** start of Records for the task **

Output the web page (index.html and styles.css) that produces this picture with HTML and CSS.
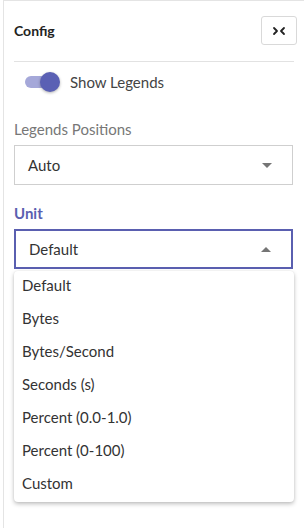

** end of Records for the task **
** start of Records for the task **

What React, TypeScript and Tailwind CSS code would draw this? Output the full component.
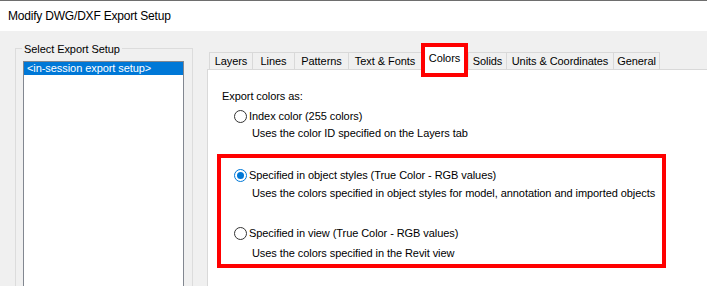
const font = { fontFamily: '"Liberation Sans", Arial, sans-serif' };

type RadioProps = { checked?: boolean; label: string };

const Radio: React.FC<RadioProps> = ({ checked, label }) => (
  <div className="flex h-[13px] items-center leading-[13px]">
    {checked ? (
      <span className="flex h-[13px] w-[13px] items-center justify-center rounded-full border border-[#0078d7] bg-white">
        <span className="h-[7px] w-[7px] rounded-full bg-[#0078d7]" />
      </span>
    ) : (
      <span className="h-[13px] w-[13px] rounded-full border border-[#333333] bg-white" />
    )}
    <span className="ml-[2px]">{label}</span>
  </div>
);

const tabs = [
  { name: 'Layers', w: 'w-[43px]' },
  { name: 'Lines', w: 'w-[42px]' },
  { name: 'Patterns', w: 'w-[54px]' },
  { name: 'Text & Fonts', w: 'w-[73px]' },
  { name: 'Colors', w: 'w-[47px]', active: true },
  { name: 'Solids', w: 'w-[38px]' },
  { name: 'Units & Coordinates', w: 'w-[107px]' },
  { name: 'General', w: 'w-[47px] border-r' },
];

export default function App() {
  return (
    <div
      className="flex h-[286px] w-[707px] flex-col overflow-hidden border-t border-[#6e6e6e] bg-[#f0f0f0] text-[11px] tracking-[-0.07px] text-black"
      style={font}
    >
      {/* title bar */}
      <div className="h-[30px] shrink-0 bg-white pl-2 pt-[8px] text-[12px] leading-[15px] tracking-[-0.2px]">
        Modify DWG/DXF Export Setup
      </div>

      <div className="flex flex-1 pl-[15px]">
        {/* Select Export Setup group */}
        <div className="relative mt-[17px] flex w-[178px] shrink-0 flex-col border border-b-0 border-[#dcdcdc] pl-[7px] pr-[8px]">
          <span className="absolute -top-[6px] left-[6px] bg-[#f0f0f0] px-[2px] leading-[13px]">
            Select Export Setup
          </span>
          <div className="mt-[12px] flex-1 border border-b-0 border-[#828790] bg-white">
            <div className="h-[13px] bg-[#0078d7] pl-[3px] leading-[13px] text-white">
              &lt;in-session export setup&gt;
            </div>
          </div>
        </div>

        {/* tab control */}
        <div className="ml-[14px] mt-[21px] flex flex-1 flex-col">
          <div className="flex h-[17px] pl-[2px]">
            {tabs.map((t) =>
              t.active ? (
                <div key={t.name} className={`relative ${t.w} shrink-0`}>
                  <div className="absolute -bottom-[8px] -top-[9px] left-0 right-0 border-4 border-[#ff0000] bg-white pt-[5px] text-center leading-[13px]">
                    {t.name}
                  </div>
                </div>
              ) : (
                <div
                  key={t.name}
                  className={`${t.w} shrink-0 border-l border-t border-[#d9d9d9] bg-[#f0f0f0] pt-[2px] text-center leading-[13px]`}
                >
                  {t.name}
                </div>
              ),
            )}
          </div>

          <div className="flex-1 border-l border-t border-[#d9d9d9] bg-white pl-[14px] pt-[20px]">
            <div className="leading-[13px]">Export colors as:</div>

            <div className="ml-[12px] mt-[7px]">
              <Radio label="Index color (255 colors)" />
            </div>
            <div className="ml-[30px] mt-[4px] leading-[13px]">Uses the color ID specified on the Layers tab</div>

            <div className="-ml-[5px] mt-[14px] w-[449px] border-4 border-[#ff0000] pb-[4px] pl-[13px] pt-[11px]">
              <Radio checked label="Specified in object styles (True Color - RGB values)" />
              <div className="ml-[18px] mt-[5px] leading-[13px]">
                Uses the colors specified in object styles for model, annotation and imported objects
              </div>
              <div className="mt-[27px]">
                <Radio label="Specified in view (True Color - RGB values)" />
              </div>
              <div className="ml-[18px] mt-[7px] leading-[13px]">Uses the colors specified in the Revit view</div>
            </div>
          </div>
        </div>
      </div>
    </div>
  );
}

** end of Records for the task **
** start of Records for the task **

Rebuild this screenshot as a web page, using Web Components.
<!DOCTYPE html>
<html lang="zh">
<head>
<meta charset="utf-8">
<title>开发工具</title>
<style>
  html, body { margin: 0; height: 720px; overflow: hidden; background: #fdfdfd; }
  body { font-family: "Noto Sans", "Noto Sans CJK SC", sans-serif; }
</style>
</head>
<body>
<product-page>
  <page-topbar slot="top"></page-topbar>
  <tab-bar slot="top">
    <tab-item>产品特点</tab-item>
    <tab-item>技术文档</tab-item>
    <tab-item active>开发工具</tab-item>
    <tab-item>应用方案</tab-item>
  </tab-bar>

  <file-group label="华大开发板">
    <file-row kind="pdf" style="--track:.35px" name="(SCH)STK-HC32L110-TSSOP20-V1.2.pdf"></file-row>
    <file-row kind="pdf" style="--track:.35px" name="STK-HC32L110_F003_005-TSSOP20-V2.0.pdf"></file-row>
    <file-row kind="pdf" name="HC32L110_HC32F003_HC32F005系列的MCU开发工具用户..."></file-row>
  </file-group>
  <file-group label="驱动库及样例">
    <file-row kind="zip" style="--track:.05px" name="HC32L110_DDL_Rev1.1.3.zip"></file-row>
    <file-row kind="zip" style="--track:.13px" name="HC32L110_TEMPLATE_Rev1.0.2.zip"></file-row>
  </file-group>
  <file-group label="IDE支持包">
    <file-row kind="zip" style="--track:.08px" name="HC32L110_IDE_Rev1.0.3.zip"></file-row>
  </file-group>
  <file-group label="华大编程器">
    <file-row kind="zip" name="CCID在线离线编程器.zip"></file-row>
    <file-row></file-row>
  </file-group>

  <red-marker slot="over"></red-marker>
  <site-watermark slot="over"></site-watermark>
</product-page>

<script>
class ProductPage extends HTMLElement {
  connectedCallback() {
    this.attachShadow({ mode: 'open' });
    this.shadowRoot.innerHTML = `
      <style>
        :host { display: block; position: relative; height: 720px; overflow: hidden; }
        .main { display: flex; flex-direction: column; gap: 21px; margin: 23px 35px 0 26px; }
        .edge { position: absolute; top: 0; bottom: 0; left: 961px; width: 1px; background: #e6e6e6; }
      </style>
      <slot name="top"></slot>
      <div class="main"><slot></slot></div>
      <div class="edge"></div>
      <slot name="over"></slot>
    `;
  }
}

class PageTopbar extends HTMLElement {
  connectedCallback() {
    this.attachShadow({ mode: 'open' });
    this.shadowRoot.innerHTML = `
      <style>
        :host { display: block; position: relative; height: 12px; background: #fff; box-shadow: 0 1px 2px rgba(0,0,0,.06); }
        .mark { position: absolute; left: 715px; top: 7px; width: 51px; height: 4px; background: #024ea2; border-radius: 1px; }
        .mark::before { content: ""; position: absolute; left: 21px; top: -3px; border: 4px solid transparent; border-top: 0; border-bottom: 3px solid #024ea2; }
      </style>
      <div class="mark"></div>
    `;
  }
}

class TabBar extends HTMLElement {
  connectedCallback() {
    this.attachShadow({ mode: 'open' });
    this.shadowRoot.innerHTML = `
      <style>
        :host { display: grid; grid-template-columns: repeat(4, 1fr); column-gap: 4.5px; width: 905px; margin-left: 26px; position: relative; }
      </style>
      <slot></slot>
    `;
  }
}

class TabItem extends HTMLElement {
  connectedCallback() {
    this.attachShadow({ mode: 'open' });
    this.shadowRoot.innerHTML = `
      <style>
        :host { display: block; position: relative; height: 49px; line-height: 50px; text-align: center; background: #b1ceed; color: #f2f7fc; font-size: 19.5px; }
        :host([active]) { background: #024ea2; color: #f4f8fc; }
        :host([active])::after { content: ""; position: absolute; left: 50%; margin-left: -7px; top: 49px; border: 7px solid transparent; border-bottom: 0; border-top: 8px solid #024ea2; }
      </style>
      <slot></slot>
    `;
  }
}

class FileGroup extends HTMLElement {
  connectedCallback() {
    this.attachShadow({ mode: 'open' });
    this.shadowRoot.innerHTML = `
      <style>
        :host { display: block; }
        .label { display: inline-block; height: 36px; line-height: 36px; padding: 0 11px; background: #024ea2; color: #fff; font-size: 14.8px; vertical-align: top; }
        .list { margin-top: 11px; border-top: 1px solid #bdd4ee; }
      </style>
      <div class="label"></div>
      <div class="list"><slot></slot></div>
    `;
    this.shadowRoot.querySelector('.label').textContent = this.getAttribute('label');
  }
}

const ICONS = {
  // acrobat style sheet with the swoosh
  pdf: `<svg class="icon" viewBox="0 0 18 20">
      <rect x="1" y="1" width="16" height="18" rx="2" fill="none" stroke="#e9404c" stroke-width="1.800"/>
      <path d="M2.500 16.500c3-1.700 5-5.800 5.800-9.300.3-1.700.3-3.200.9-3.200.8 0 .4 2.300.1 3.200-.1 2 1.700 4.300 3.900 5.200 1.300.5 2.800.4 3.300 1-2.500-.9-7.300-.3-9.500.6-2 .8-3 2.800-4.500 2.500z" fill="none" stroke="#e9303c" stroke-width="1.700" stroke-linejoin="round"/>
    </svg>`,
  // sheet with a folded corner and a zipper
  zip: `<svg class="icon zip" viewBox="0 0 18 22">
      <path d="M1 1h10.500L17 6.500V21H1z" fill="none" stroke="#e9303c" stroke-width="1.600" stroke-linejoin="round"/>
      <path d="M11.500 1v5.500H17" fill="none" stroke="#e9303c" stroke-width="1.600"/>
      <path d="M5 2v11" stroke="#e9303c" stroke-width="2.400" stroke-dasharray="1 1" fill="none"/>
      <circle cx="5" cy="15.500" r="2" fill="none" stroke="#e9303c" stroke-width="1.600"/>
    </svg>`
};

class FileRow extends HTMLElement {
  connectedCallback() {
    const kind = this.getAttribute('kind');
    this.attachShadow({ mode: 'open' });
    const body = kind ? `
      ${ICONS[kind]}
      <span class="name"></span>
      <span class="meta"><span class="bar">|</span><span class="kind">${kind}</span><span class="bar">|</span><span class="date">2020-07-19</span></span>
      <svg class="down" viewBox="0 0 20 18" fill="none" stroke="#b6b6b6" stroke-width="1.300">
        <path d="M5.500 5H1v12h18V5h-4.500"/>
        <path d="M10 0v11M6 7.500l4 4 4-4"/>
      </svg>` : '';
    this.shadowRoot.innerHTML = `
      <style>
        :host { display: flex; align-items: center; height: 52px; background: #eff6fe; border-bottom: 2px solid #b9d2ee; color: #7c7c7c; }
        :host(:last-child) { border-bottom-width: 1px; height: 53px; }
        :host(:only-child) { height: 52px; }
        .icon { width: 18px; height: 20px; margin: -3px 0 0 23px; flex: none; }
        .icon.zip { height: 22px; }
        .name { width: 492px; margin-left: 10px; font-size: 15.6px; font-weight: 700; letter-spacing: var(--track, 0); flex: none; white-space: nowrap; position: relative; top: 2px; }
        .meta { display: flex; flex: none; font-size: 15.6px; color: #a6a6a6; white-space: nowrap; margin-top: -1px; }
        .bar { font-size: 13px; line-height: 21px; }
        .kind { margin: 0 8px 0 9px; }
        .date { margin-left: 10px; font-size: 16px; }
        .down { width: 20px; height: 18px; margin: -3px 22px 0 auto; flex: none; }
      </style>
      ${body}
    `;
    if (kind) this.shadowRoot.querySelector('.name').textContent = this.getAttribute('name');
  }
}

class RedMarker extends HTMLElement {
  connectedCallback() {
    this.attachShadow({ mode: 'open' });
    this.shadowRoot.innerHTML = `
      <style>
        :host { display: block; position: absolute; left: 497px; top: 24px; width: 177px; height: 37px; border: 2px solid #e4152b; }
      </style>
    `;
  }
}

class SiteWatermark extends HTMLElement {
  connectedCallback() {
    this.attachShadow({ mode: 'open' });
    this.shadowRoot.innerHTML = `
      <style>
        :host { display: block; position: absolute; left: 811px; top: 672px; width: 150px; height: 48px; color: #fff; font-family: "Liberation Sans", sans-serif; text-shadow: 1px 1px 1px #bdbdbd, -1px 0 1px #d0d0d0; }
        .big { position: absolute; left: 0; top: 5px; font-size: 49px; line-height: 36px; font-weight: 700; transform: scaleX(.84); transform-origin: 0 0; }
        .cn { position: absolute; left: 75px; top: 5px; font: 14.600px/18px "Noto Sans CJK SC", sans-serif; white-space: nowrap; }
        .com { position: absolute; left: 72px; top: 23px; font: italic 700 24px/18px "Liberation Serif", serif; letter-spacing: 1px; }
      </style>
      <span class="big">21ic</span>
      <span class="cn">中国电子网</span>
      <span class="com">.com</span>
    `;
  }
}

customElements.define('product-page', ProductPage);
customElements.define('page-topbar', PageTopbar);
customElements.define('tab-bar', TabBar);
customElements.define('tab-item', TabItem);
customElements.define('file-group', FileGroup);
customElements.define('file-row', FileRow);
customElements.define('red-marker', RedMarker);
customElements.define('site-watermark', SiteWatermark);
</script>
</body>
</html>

** end of Records for the task **

In the listing above, locate the line containing "Rebuild this screenshot" and the line containing "</product-page>", then transcribe both and every line between them verbatim.

### Right answer
Rebuild this screenshot as a web page, using Web Components.
<!DOCTYPE html>
<html lang="zh">
<head>
<meta charset="utf-8">
<title>开发工具</title>
<style>
  html, body { margin: 0; height: 720px; overflow: hidden; background: #fdfdfd; }
  body { font-family: "Noto Sans", "Noto Sans CJK SC", sans-serif; }
</style>
</head>
<body>
<product-page>
  <page-topbar slot="top"></page-topbar>
  <tab-bar slot="top">
    <tab-item>产品特点</tab-item>
    <tab-item>技术文档</tab-item>
    <tab-item active>开发工具</tab-item>
    <tab-item>应用方案</tab-item>
  </tab-bar>

  <file-group label="华大开发板">
    <file-row kind="pdf" style="--track:.35px" name="(SCH)STK-HC32L110-TSSOP20-V1.2.pdf"></file-row>
    <file-row kind="pdf" style="--track:.35px" name="STK-HC32L110_F003_005-TSSOP20-V2.0.pdf"></file-row>
    <file-row kind="pdf" name="HC32L110_HC32F003_HC32F005系列的MCU开发工具用户..."></file-row>
  </file-group>
  <file-group label="驱动库及样例">
    <file-row kind="zip" style="--track:.05px" name="HC32L110_DDL_Rev1.1.3.zip"></file-row>
    <file-row kind="zip" style="--track:.13px" name="HC32L110_TEMPLATE_Rev1.0.2.zip"></file-row>
  </file-group>
  <file-group label="IDE支持包">
    <file-row kind="zip" style="--track:.08px" name="HC32L110_IDE_Rev1.0.3.zip"></file-row>
  </file-group>
  <file-group label="华大编程器">
    <file-row kind="zip" name="CCID在线离线编程器.zip"></file-row>
    <file-row></file-row>
  </file-group>

  <red-marker slot="over"></red-marker>
  <site-watermark slot="over"></site-watermark>
</product-page>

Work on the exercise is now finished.